E’ quanto chiarito dalla Corte di Cassazione, prima sezione civile, con sentenza n. 11696 del 14 maggio 2018, respingendo il ricorso di due soggetti del medesimo sesso, volto a far dichiarare l’illegittimità del rifiuto di trascrizione, in Italia, del loro matrimonio celebrato in Brasile.
Confermando le statuizione di merito, la Suprema Corte ha fornito le precisazioni che seguono. Premessa, in tal caso, l’applicabilità dell’art. 32 bis Legge 219/1995, la non trascrivibilità in Italia dell’atto di matrimonio omosessuale formato all’estero da un cittadino straniero ed uno italiano, non costituisce frutto di un quadro discriminatorio per ragioni di orientamento sessuale, dal momento che la scelta del modello di unione tra persone dello stesso sesso negli ordinamenti facenti parte del Consiglio d’Europa, è rimessa al libero apprezzamento degli Stati membri, salvo il rispetto di uno standard di tutele coerenti con l’interpretazione del rispetto alla vita familiare ex art. 8 Corte Edu.
In Italia, c’è l’unione civile
L’Italia, sul punto, ha colmato il vuoto di tutela che caratterizzava l’ordinamento, mediante l’introduzione, con Legge n. 76/2016, dell’unione civile tra persone dello stesso sesso. Trattasi della scelta di un modello – frutto dell’esercizio di una discrezionalità legislativa rientrante nel potere di apprezzamento degli Stati – del tutto peculiare, ancorché in larga parte conformato, per quanto riguarda i dritti ed i doveri dei componenti dell’unione, al rapporto matrimoniale.

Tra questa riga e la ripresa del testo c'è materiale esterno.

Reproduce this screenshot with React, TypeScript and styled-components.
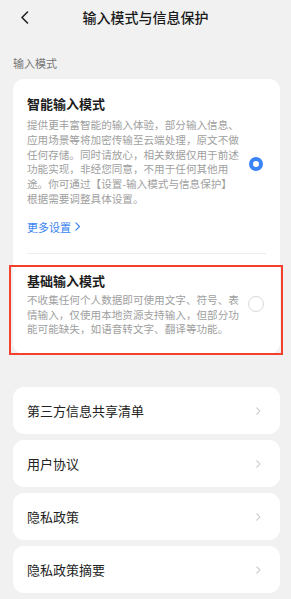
import React from 'react';
import styled, { createGlobalStyle } from 'styled-components';

const GlobalStyle = createGlobalStyle`
  html, body {
    margin: 0;
    padding: 0;
    background: #f1f1f1;
    font-family: "Noto Sans CJK SC", "Noto Sans", sans-serif;
  }
`;

const Page = styled.div`
  width: 291px;
  min-height: 599px;
  background: #f1f1f1;
  display: flex;
  flex-direction: column;
`;

const Header = styled.div`
  height: 34px;
  display: flex;
  align-items: center;
  justify-content: center;
  position: relative;
  font-size: 14px;
  font-weight: 500;
  color: #1a1a1a;
`;

const Back = styled.svg`
  position: absolute;
  left: 20px;
  top: 11px;
`;

const SectionLabel = styled.div`
  margin-top: 21px;
  padding-left: 13px;
  font-size: 11px;
  line-height: 16px;
  color: #777;
`;

const Card = styled.div`
  margin: 8px 11px 0 13px;
  background: #fff;
  border-radius: 11px;
`;

const Option = styled.div<{ $marked?: boolean }>`
  position: relative;
  display: flex;
  align-items: center;
  padding: ${(p) => (p.$marked ? '18px 16px 17px 14px' : '16px 16px 19px 14px')};

  ${(p) =>
    p.$marked &&
    `
    &::after {
      content: '';
      position: absolute;
      left: -4px;
      right: -3px;
      top: 11px;
      bottom: -1px;
      border: 2px solid #f2412f;
      pointer-events: none;
    }
  `}
`;

const OptionBody = styled.div`
  flex: 1;
`;

const OptionTitle = styled.div`
  font-size: 13px;
  line-height: 18px;
  font-weight: 600;
  color: #1c1c1c;
`;

const OptionDesc = styled.div<{ $gap: number }>`
  margin-top: ${(p) => p.$gap}px;
  font-size: 10.6px;
  line-height: 14.8px;
  color: #a0a0a0;
  white-space: nowrap;
`;

const MoreLink = styled.div`
  margin-top: 13px;
  display: flex;
  align-items: center;
  gap: 4px;
  font-size: 11px;
  line-height: 14px;
  color: #3a84f2;
`;

const Radio = styled.div<{ $on?: boolean }>`
  flex-shrink: 0;
  box-sizing: border-box;
  width: ${(p) => (p.$on ? '14px' : '16px')};
  height: ${(p) => (p.$on ? '14px' : '16px')};
  margin-right: ${(p) => (p.$on ? '1px' : '0')};
  border-radius: 50%;
  border: ${(p) => (p.$on ? '4px solid #3a84f6' : '1.2px solid #d9d9d9')};
  background: #fff;
`;

const Divider = styled.div`
  height: 1px;
  background: #ededed;
  margin: 0 14px;
`;

const List = styled.div`
  margin: 33px 11px 0 13px;
  display: flex;
  flex-direction: column;
  gap: 6px;
`;

const Row = styled.div`
  height: 47px;
  background: #fff;
  border-radius: 11px;
  display: flex;
  align-items: center;
  justify-content: space-between;
  padding: 0 19px 0 14px;
  font-size: 13px;
  color: #222;
`;

const Chevron = ({ color, size = 8 }: { color: string; size?: number }) => (
  <svg width={size * 0.6} height={size} viewBox="0 0 6 10" fill="none">
    <path d="M1 1l4 4-4 4" stroke={color} strokeWidth="1.3" strokeLinecap="round" strokeLinejoin="round" />
  </svg>
);

const lines = (arr: string[]) =>
  arr.map((l, i) => (
    <React.Fragment key={i}>
      {l}
      {i < arr.length - 1 && <br />}
    </React.Fragment>
  ));

const items = ['第三方信息共享清单', '用户协议', '隐私政策', '隐私政策摘要'];

export default function App() {
  return (
    <Page>
      <GlobalStyle />
      <Header>
        <Back width="9" height="13" viewBox="0 0 9 13" fill="none">
          <path d="M7.5 1L2 6.5 7.5 12" stroke="#222" strokeWidth="1.6" strokeLinecap="round" strokeLinejoin="round" />
        </Back>
        输入模式与信息保护
      </Header>
      <SectionLabel>输入模式</SectionLabel>
      <Card>
        <Option>
          <OptionBody>
            <OptionTitle>智能输入模式</OptionTitle>
            <OptionDesc $gap={5}>
              {lines([
                '提供更丰富智能的输入体验，部分输入信息、',
                '应用场景等将加密传输至云端处理，原文不做',
                '任何存储。同时请放心，相关数据仅用于前述',
                '功能实现，非经您同意，不用于任何其他用',
                '途。你可通过【设置-输入模式与信息保护】',
                '根据需要调整具体设置。',
              ])}
            </OptionDesc>
            <MoreLink>
              更多设置
              <Chevron color="#3a84f2" size={9} />
            </MoreLink>
          </OptionBody>
          <Radio $on />
        </Option>
        <Divider />
        <Option $marked>
          <OptionBody>
            <OptionTitle>基础输入模式</OptionTitle>
            <OptionDesc $gap={3}>
              {lines([
                '不收集任何个人数据即可使用文字、符号、表',
                '情输入，仅使用本地资源支持输入，但部分功',
                '能可能缺失，如语音转文字、翻译等功能。',
              ])}
            </OptionDesc>
          </OptionBody>
          <Radio />
        </Option>
      </Card>
      <List>
        {items.map((t) => (
          <Row key={t}>
            {t}
            <Chevron color="#c4c4c4" size={8} />
          </Row>
        ))}
      </List>
    </Page>
  );
}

Alla diversità della forma dell’unione civile rispetto al matrimonio, corrisponde peraltro un’ampia equiparazione degli strumenti di regolazione, realizzata attraverso la tecnica del rinvio alla disciplina codicistica del rapporto matrimoniale da ritenersi, anche in ordine alla funzione adeguatrice della giurisprudenza, il parametro di riferimento antidiscriminatorio.